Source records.
====

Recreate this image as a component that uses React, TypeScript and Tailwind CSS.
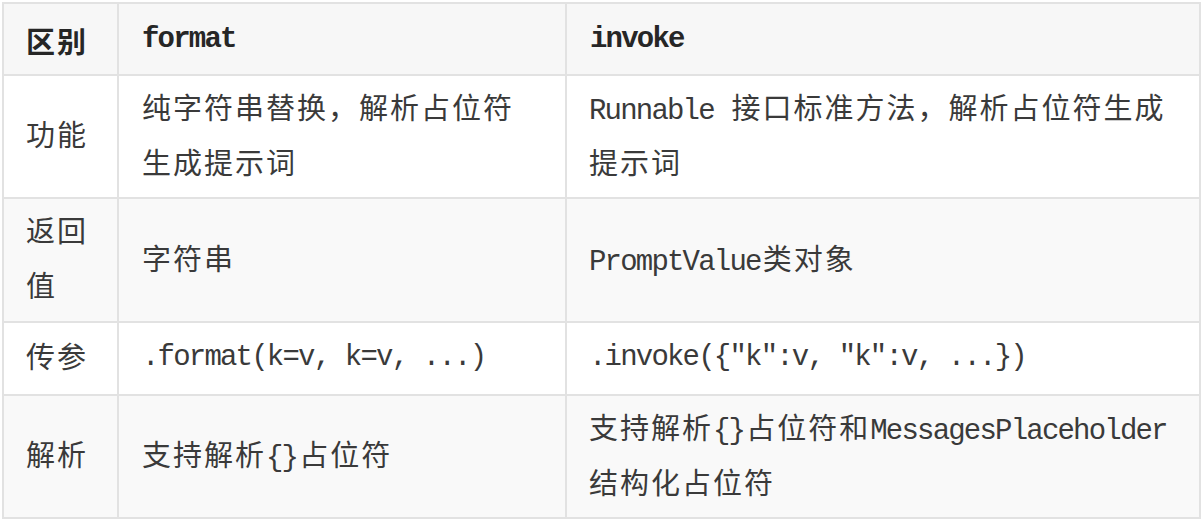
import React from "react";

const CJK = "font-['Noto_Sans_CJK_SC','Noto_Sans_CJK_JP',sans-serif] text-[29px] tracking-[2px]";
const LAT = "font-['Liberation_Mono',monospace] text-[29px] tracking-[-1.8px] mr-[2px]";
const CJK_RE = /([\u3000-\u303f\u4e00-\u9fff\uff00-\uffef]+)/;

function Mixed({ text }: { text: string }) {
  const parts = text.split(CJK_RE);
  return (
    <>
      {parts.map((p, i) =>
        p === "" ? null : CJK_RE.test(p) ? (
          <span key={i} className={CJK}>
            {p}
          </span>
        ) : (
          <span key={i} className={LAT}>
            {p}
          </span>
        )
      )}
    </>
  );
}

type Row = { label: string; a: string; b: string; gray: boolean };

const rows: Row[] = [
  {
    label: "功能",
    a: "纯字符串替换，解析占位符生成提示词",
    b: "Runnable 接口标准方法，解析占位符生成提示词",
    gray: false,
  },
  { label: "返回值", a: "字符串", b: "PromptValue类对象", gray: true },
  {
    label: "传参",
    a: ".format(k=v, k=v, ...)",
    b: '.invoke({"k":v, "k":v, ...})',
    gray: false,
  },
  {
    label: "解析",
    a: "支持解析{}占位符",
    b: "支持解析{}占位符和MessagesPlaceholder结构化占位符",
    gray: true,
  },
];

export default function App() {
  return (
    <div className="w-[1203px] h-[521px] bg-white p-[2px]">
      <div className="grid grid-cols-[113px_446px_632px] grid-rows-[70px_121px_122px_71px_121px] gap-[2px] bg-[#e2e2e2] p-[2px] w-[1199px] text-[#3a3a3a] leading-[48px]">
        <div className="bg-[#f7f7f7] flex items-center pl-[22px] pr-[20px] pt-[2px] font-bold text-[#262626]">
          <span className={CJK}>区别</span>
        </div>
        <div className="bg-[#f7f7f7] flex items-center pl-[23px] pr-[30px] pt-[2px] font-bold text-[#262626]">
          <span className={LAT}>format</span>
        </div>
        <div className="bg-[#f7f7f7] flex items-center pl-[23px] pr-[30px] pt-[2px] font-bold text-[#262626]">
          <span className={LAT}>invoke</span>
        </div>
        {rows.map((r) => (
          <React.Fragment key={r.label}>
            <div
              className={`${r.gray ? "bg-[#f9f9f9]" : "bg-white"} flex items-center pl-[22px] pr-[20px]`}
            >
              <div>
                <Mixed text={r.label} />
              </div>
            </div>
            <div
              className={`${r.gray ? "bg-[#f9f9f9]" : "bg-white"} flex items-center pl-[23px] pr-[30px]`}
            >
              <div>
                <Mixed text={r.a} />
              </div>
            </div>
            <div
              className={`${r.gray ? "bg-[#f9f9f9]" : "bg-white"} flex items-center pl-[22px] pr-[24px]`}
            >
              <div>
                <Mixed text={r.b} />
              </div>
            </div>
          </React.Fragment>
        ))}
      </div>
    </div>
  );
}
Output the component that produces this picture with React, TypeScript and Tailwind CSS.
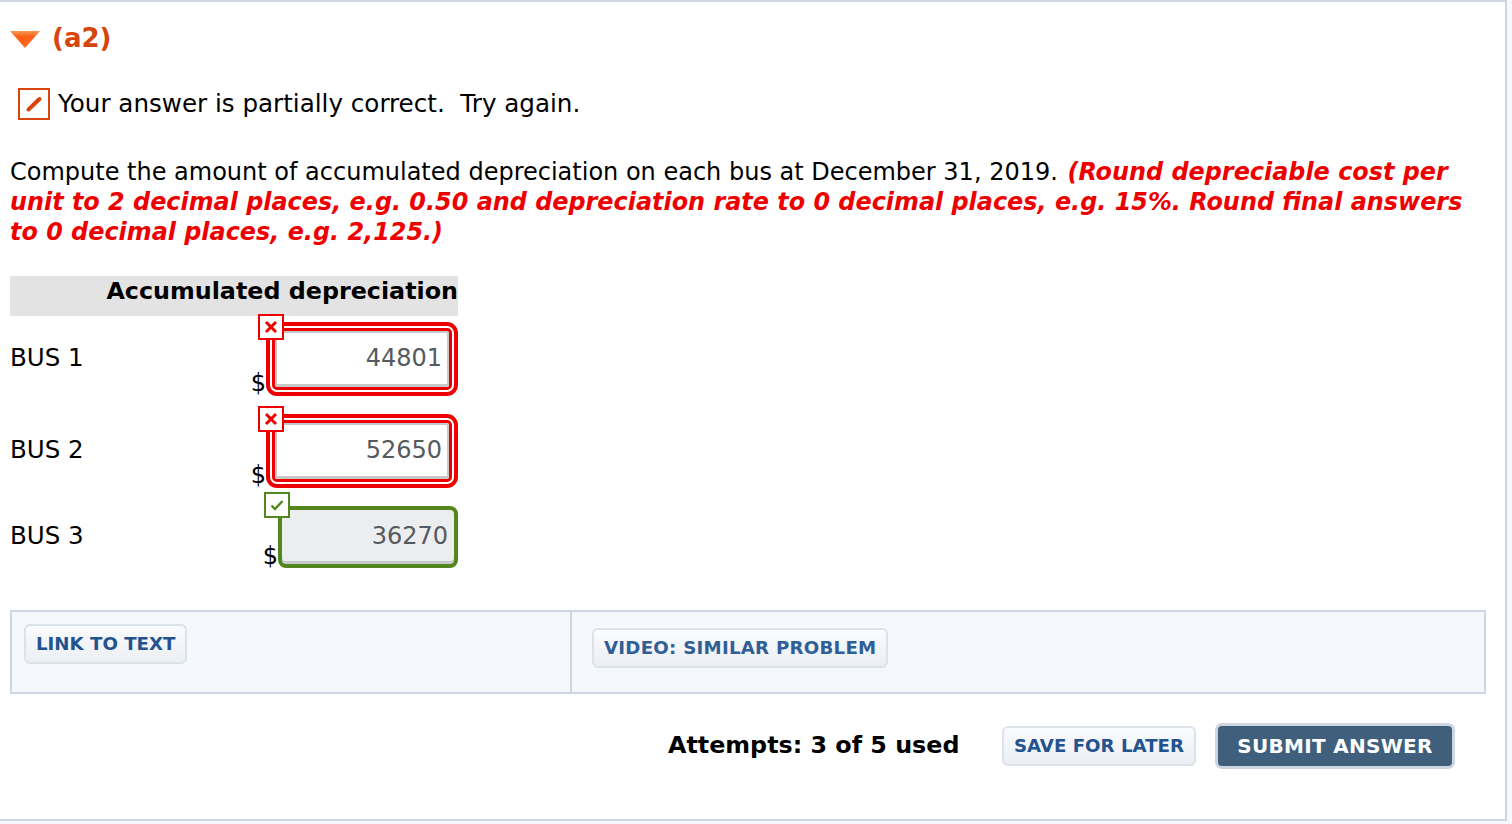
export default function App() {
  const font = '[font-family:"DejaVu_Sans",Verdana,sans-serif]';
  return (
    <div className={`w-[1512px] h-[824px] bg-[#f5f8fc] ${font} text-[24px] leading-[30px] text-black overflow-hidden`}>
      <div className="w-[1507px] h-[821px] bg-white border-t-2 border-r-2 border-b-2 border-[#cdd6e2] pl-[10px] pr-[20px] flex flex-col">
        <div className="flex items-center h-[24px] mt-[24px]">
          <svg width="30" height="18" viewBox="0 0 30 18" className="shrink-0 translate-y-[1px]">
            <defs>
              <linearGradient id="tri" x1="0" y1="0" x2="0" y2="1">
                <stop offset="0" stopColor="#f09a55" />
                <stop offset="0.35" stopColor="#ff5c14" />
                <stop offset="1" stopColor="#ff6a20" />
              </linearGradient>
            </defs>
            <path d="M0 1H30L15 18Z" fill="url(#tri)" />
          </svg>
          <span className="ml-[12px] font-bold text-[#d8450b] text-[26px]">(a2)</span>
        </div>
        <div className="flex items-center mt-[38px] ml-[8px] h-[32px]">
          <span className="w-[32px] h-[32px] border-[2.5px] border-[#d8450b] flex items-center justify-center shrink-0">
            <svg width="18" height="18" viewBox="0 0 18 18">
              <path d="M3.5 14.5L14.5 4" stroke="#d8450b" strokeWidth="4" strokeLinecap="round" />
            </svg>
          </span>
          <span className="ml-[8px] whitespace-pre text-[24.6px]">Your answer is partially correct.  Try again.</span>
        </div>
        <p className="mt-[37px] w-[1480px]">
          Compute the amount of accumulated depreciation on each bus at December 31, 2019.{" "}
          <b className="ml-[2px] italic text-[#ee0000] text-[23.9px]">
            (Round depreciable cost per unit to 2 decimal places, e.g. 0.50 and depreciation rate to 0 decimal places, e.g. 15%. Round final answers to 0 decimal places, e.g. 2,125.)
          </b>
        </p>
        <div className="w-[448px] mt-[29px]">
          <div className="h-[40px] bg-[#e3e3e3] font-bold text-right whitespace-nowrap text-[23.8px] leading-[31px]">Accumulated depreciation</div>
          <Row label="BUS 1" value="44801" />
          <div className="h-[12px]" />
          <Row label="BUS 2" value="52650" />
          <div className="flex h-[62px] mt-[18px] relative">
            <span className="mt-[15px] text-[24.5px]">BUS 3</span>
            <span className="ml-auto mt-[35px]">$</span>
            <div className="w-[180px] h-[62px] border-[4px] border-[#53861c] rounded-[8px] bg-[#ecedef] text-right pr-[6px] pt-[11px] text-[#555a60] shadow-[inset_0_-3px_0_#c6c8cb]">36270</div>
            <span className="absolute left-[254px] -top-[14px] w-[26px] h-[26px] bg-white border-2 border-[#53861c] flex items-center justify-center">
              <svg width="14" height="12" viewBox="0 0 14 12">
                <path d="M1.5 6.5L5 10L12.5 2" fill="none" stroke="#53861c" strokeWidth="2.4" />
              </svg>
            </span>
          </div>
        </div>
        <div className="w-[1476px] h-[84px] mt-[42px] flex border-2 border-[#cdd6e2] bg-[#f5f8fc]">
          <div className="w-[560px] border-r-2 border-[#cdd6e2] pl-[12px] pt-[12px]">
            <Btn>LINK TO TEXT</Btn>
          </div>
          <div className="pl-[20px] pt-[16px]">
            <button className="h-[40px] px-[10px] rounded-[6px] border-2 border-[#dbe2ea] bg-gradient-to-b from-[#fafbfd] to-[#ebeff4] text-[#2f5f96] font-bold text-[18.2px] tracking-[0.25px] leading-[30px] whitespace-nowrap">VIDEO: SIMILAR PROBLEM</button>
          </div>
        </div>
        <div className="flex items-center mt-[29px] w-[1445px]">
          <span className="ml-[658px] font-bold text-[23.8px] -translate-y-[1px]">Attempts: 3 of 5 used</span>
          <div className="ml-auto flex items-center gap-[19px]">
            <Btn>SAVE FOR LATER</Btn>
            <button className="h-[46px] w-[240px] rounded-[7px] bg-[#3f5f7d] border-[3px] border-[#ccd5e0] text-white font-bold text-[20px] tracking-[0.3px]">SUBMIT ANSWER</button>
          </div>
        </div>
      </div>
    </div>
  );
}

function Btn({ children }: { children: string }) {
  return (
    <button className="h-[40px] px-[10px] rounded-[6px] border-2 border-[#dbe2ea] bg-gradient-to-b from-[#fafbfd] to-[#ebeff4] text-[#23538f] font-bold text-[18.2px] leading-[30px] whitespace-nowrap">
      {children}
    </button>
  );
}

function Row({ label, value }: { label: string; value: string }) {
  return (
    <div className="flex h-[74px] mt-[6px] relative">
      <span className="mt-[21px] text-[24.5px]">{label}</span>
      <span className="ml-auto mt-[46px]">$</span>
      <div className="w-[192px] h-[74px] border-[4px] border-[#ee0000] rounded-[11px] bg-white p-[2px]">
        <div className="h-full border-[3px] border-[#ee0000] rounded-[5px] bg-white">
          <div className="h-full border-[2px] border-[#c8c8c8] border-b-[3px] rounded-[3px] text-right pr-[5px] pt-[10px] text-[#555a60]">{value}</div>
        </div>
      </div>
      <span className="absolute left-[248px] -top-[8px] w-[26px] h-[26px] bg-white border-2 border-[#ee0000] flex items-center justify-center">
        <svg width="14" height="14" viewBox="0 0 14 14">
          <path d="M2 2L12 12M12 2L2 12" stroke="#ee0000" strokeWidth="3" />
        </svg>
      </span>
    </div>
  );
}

====

Problem requirements. Could the lines from the top of the material through the line with "const CJK_RE = /([\u3000-\u303f\u4e00-\u9fff\uff00-\uffef]+)/;" be repeated exactly, pictures left out?

Written answer.
Recreate this image as a component that uses React, TypeScript and Tailwind CSS.
import React from "react";

const CJK = "font-['Noto_Sans_CJK_SC','Noto_Sans_CJK_JP',sans-serif] text-[29px] tracking-[2px]";
const LAT = "font-['Liberation_Mono',monospace] text-[29px] tracking-[-1.8px] mr-[2px]";
const CJK_RE = /([\u3000-\u303f\u4e00-\u9fff\uff00-\uffef]+)/;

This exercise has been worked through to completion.